For the remainder of spring term, meetings will be held at the Hattie Redmond Women & Gender Center on Tuesdays from 5-6:30 p.m. of weeks four, six, eight and 10. 

As a result of the student-led action, #ITooAmOSU back in 2014, and response to incidents targeted toward women and people of color at OSU, student organizers of the effort pushed for institutional support for a intergenerational womxn of color group. 

“A community space such as this is really important to build resilience, to offer support and to break the silence and invisibility of womxn of color,” Daruwalla said.

The AYA website explains that over the next two years, organizers used surveys and visioning workshops to invite womxn of color to share their stories, hopes, and needs.

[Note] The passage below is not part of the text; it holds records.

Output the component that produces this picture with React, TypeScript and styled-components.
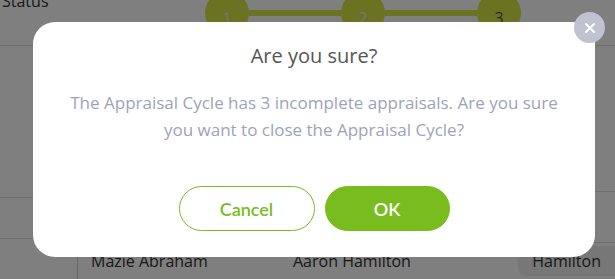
import React from 'react'
import styled, { createGlobalStyle } from 'styled-components'

const GlobalStyle = createGlobalStyle`
	html, body {
		margin: 0;
		padding: 0;
		width: 100%;
		height: 100%;
		overflow: hidden;
	}
	body {
		font-family: 'Open Sans', Lato, sans-serif;
		background: #fff;
	}
`

const steps = [1, 2, 3]

export default function App() {
	return (
		<>
			<GlobalStyle />
			<Page>
				<TopBar>
					<StatusLabel>Status</StatusLabel>
					<Stepper>
						{steps.map((n, i) => (
							<React.Fragment key={n}>
								{i > 0 && <StepLine />}
								<StepDot $current={n === 3}>{n}</StepDot>
							</React.Fragment>
						))}
					</Stepper>
				</TopBar>
				<Body>
					<SideCol>
						<SideRow />
						<SideRow />
					</SideCol>
					<TableArea>
						<TableRow />
						<TableRow />
						<NameRow>
							<Name>Mazie Abraham</Name>
							<Name>Aaron Hamilton</Name>
							<Chip>Hamilton</Chip>
						</NameRow>
					</TableArea>
				</Body>
			</Page>

			<Backdrop>
				<Dialog role="dialog">
					<CloseButton aria-label="Close">
						<svg width="12" height="12" viewBox="0 0 12 12">
							<path d="M2 2 L10 10 M10 2 L2 10" stroke="#fff" strokeWidth="2" strokeLinecap="round" />
						</svg>
					</CloseButton>
					<Title>Are you sure?</Title>
					<Message>
						The Appraisal Cycle has 3 incomplete appraisals. Are you sure
						<br />
						you want to close the Appraisal Cycle?
					</Message>
					<Actions>
						<ActionButton $variant="outline">Cancel</ActionButton>
						<ActionButton $variant="solid">OK</ActionButton>
					</Actions>
				</Dialog>
			</Backdrop>
		</>
	)
}

const Page = styled.div`
	width: 615px;
	height: 279px;
	display: flex;
	flex-direction: column;
	color: #333;
	background: #fff;
`

const TopBar = styled.div`
	height: 45px;
	display: flex;
	align-items: flex-start;
	border-bottom: 1px solid #ddd;
`

const StatusLabel = styled.div`
	font-size: 16px;
	margin-top: -10px;
	margin-left: 2px;
	width: 203px;
`

const Stepper = styled.div`
	display: flex;
	align-items: center;
	margin-top: -9px;
	flex: 1;
`

const StepDot = styled.div<{ $current?: boolean }>`
	width: 44px;
	height: 44px;
	border-radius: 50%;
	flex: none;
	background: #d6e444;
	color: ${(p) => (p.$current ? '#555' : '#eee')};
	display: flex;
	align-items: center;
	justify-content: center;
	font-size: 16px;
	padding-top: 10px;
	box-sizing: border-box;
`

const StepLine = styled.div`
	width: 92px;
	height: 6px;
	background: #d6e444;
`

const Body = styled.div`
	flex: 1;
	display: flex;
`

const SideCol = styled.div`
	width: 77px;
	border-right: 1px solid #ccc;
	display: flex;
	flex-direction: column;
	justify-content: flex-end;
`

const SideRow = styled.div`
	height: 40px;
	border-top: 1px solid #ddd;
`

const TableArea = styled.div`
	flex: 1;
	display: flex;
	flex-direction: column;
	justify-content: flex-end;
`

const TableRow = styled.div`
	height: 50px;
	border-bottom: 1px solid #ddd;
`

const NameRow = styled.div`
	height: 36px;
	display: flex;
	align-items: center;
	padding-left: 13px;
`

const Name = styled.div`
	width: 202px;
	font-size: 16px;
`

const Chip = styled.div`
	margin-left: auto;
	padding: 4px 14px;
	border-radius: 8px 0 0 8px;
	background: #eee;
	font-size: 16px;
	white-space: nowrap;
`

const Backdrop = styled.div`
	position: fixed;
	inset: 0;
	background: rgba(0, 0, 0, 0.5);
	display: flex;
	align-items: flex-start;
	justify-content: center;
`

const Dialog = styled.div`
	position: relative;
	margin-top: 22px;
	margin-left: 13px;
	width: 562px;
	height: 235px;
	box-sizing: border-box;
	background: #fff;
	border-radius: 22px;
	display: flex;
	flex-direction: column;
	align-items: center;
	padding-top: 20px;
`

const CloseButton = styled.button`
	position: absolute;
	top: -10px;
	right: -10px;
	width: 31px;
	height: 31px;
	border-radius: 50%;
	border: none;
	background: #bfc3cf;
	display: flex;
	align-items: center;
	justify-content: center;
	padding: 0;
	cursor: pointer;
`

const Title = styled.h2`
	margin: 0;
	font-size: 20px;
	font-weight: 400;
	color: #555;
	line-height: 28px;
`

const Message = styled.p`
	margin: 19px 0 0;
	font-size: 17px;
	line-height: 27px;
	color: #9ca4b6;
	text-align: center;
`

const Actions = styled.div`
	display: flex;
	gap: 10px;
	margin-top: 43px;
`

const ActionButton = styled.button<{ $variant: 'outline' | 'solid' }>`
	height: 45px;
	width: ${(p) => (p.$variant === 'outline' ? '136px' : '125px')};
	border-radius: 23px;
	font-family: Lato, 'Open Sans', sans-serif;
	font-size: 18px;
	font-weight: 600;
	cursor: pointer;
	border: 1px solid #78bc1e;
	background: ${(p) => (p.$variant === 'solid' ? '#78bc1e' : '#fff')};
	color: ${(p) => (p.$variant === 'solid' ? '#fff' : '#78bc1e')};
`
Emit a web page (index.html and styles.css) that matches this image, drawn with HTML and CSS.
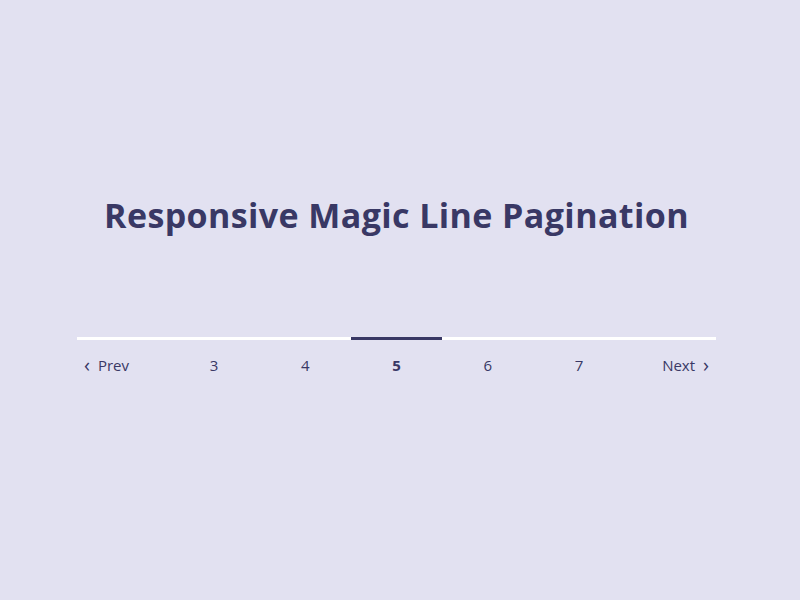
FILE: index.html
```html
<!DOCTYPE html>
<html lang="en">
<head>
  <meta charset="UTF-8" />
  <title>Responsive Magic Line Pagination</title>
  <link rel="stylesheet" href="styles.css">
</head>
<body>
  <h1>Responsive Magic Line Pagination</h1>

  <nav class="pagination">
    <a href="#" class="page prev"><span class="chev">&lsaquo;</span> Prev</a>
    <a href="#" class="page">3</a>
    <a href="#" class="page">4</a>
    <a href="#" class="page active">5</a>
    <a href="#" class="page">6</a>
    <a href="#" class="page">7</a>
    <a href="#" class="page next">Next <span class="chev">&rsaquo;</span></a>
  </nav>
</body>
</html>
```

FILE: styles.css
```css
:root {
  --bg: #e2e1f1;
  --ink: #393865;
  --line: #ffffff;
}

* {
  box-sizing: border-box;
}

body {
  margin: 0;
  padding: 195px 84px 0 77px;
  font-family: 'Open Sans', sans-serif;
  background: var(--bg);
  color: var(--ink);
  min-height: 600px;
}

h1 {
  margin: 0 0 102px;
  text-align: center;
  font-size: 34px;
  font-weight: 700;
  line-height: 40px;
  letter-spacing: 0.4px;
}

.pagination {
  display: grid;
  grid-template-columns: repeat(7, 1fr);
  width: 639px;
}

.page {
  display: block;
  border-top: 3px solid var(--line);
  padding: 15px 7px 0;
  text-align: center;
  font-size: 15px;
  font-weight: 400;
  color: var(--ink);
  text-decoration: none;
  line-height: 20px;
}

.page.active {
  border-top-color: var(--ink);
  font-weight: 700;
}

.page.prev {
  text-align: left;
}

.page.next {
  text-align: right;
}

.chev {
  display: inline-block;
  font-size: 20px;
  line-height: 16px;
  margin: 0 4px;
  vertical-align: -1px;
}

.prev .chev {
  margin-left: 0;
}

.next .chev {
  margin-right: 0;
}
```
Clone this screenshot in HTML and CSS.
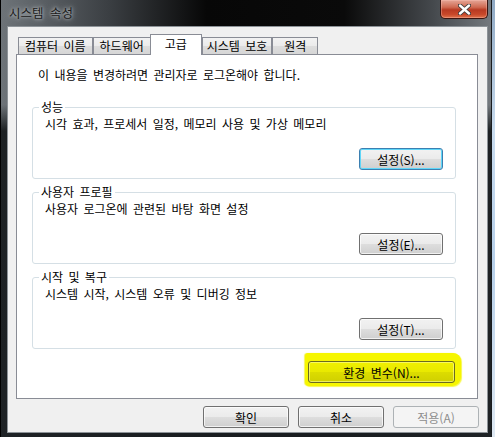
FILE: index.html
```html
<!DOCTYPE html>
<html lang="ko">
<head>
    <meta charset="UTF-8">
    <meta name="viewport" content="width=device-width, initial-scale=1.0">
    <title>시스템 속성</title>
    <link rel="stylesheet" href="styles.css">
</head>
<body>
    <div class="window">
        <div class="titlebar">
            <span class="title">시스템 속성</span>
            <button class="close-btn" aria-label="닫기">
                <svg width="13" height="11" viewBox="0 0 13 11">
                    <path d="M2 1.5 L11 9.5 M11 1.5 L2 9.5" stroke="#3b3b3b" stroke-width="4.2" stroke-linecap="round"/>
                    <path d="M2 1.5 L11 9.5 M11 1.5 L2 9.5" stroke="#ffffff" stroke-width="2.4" stroke-linecap="round"/>
                </svg>
            </button>
        </div>

        <div class="client">
            <div class="tabs">
                <div class="tab">컴퓨터 이름</div>
                <div class="tab">하드웨어</div>
                <div class="tab selected">고급</div>
                <div class="tab">시스템 보호</div>
                <div class="tab">원격</div>
            </div>

            <div class="panel">
                <p class="notice">이 내용을 변경하려면 관리자로 로그온해야 합니다.</p>

                <fieldset class="group">
                    <legend>성능</legend>
                    <p class="group-desc">시각 효과, 프로세서 일정, 메모리 사용 및 가상 메모리</p>
                    <div class="group-actions">
                        <button class="btn btn-focus">설정(S)...</button>
                    </div>
                </fieldset>

                <fieldset class="group">
                    <legend>사용자 프로필</legend>
                    <p class="group-desc">사용자 로그온에 관련된 바탕 화면 설정</p>
                    <div class="group-actions">
                        <button class="btn">설정(E)...</button>
                    </div>
                </fieldset>

                <fieldset class="group">
                    <legend>시작 및 복구</legend>
                    <p class="group-desc">시스템 시작, 시스템 오류 및 디버깅 정보</p>
                    <div class="group-actions">
                        <button class="btn">설정(T)...</button>
                    </div>
                </fieldset>

                <div class="env-row">
                    <span class="marker">
                        <button class="btn btn-marked">환경 변수(N)...</button>
                    </span>
                </div>
            </div>

            <div class="dialog-actions">
                <button class="btn btn-wide">확인</button>
                <button class="btn btn-wide">취소</button>
                <button class="btn btn-wide" disabled>적용(A)</button>
            </div>
        </div>
    </div>
</body>
</html>
```

FILE: styles.css
```css
body {
    margin: 0;
    background: linear-gradient(180deg, #8fa9c4 0%, #c9dcef 30%, #b7d0ea 60%, #dfe9f3 100%);
    font-family: "Noto Sans CJK KR", "Noto Sans", sans-serif;
    font-size: 12px;
    word-spacing: 2px;
    color: #000;
}
.window {
    width: 492px;
    height: 437px;
    background:
        linear-gradient(180deg, rgba(0, 0, 0, 0) 0, rgba(0, 0, 0, 0) 24%, rgba(22, 26, 28, 0.92) 30%, rgba(26, 30, 33, 0.95) 100%),
        linear-gradient(90deg, #6e7479 0%, #3b3f43 22%, #070707 42%, #0a0a0a 70%, #45494d 88%, #757a7f 100%);
    box-shadow: inset 1px 0 0 #000, inset -1px 0 0 #1a1c1e;
}
.titlebar {
    height: 27px;
    display: flex;
    align-items: flex-start;
    justify-content: space-between;
    padding-left: 9px;
    box-sizing: border-box;
}
.title {
    margin-top: 5px;
    line-height: 16px;
    font-size: 12.5px;
    word-spacing: 3px;
    color: #1a1a1a;
    text-shadow: 0 0 6px rgba(200, 205, 210, 0.9), 0 0 3px rgba(200, 205, 210, 0.9);
}
.close-btn {
    width: 48px;
    height: 19px;
    margin-right: 4px;
    padding: 0;
    border: 1px solid #3a1410;
    border-top: none;
    border-radius: 0 0 5px 5px;
    background: linear-gradient(180deg, #e5a697 0%, #cf6a52 40%, #b83a22 55%, #c8482a 80%, #e0734c 100%);
    box-shadow: inset 0 0 0 1px rgba(255, 200, 190, 0.35);
    display: flex;
    align-items: center;
    justify-content: center;
}
.client {
    margin-left: 8px;
    width: 479px;
    height: 405px;
    background: #f0f0f0;
    box-shadow: 0 0 0 1px #8d9398;
    display: flex;
    flex-direction: column;
}
.tabs {
    display: flex;
    align-items: flex-end;
    height: 20px;
    margin-top: 7px;
    padding-left: 10px;
}
.tab {
    min-width: 46px;
    height: 17px;
    padding: 0 6px;
    line-height: 16px;
    text-align: center;
    border: 1px solid #898c95;
    border-bottom: none;
    box-sizing: border-box;
    background: linear-gradient(180deg, #f2f2f2 0%, #ebebeb 50%, #dddddd 51%, #d6d6d6 100%);
    white-space: nowrap;
}
.tab.selected {
    position: relative;
    z-index: 1;
    min-width: 52px;
    height: 21px;
    margin: 0 -2px -1px -1px;
    padding: 0 7px;
    line-height: 17px;
    background: #fff;
}
.tab.selected + .tab {
    margin-left: 2px;
    padding: 0 4px;
}
.panel {
    margin: 0 9px 0 8px;
    height: 345px;
    box-sizing: border-box;
    border: 1px solid #898c95;
    background: #fff;
}
.notice {
    margin: 12px 0 0 21px;
    line-height: 16px;
}
.group {
    margin: 17px 21px 0 15px;
    padding: 0 12px 8px;
    border: 1px solid #d5dfe5;
    border-radius: 3px;
}
.group + .group {
    margin-top: 6px;
}
.group legend {
    margin-left: -6px;
    padding: 0 2px;
    line-height: 14px;
}
.group-desc {
    margin: 2px 0 0;
    line-height: 16px;
}
.group-actions {
    display: flex;
    justify-content: flex-end;
    margin-top: 16px;
}
.btn {
    width: 84px;
    height: 22px;
    padding: 0;
    font-family: inherit;
    font-size: 12px;
    word-spacing: 2px;
    color: #000;
    border: 1px solid #707070;
    border-radius: 3px;
    background: linear-gradient(180deg, #f2f2f2 0%, #ebebeb 48%, #dddddd 52%, #cfcfcf 100%);
    box-shadow: inset 0 0 0 1px rgba(255, 255, 255, 0.7);
}
.btn-focus {
    border-color: #3c7fb1;
    box-shadow: inset 0 0 0 1px #5fd6f8;
}
.btn:disabled {
    color: #8d8d8d;
    border-color: #adb2b5;
    background: #f4f4f4;
    box-shadow: none;
}
.env-row {
    display: flex;
    justify-content: flex-end;
    margin: 12px 22px 0 15px;
}
.marker {
    display: inline-flex;
    margin: -8px -6px -3px -3px;
    padding: 8px 6px 3px 3px;
    background: #f6f600;
    border-radius: 3px 8px 9px 4px;
    box-shadow: 1px 1px 1px #f8f84c, -1px 0 1px #f4f460;
}
.btn-marked {
    width: 147px;
    border-color: #6a6a20;
    background: linear-gradient(180deg, #f0f000 0%, #e9e900 48%, #dcdc00 52%, #d0d000 100%);
    box-shadow: inset 0 0 0 1px rgba(255, 255, 160, 0.6);
}
.dialog-actions {
    display: flex;
    justify-content: flex-end;
    gap: 9px;
    margin: 7px 8px 0 0;
}
.btn-wide {
    width: 86px;
}
```
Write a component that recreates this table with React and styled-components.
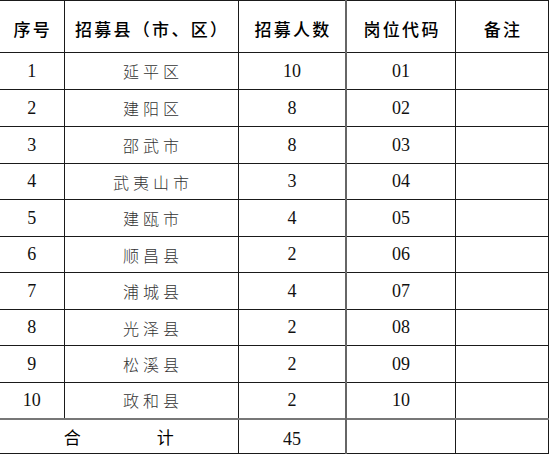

This effort led to the creation of AYA, the student organization Sisters of Color Coalition and the campus wide initiative and support network.

“This group is important as a space for cultivating community and support for Womxn of Color within our predominantly white institution,” Whitney Archer, director of the Hattie Redmond Women and Gender Center, which is home to the AYA Womxn of Color initiative, said.

The Hattie Redmond Women & Gender Center is open to all students and community members who want to be connected and find resources. 

“If you identify as a womxn of color and are feeling isolated and feeling like the only womxn of color in your group, if you are a student who recognizes that your world view is not shared in class discussions or that you are often times the recipient of microaggressions, it would be helpful to join the support group to build a sense of community,” Daruwalla said.

The AYA social media provides information and updates about the Womxn of Color support group and other Diversity and Cultural Engagement events going on campus.  

“The AYA – Womxn of Color Facebook page and Instagram account (@aya_osu) is the best way to find out about the meetings. The AYA listserv also provides information and updates about not only the support group but other Diversity and Cultural Engagement events going on on campus,” Oh said.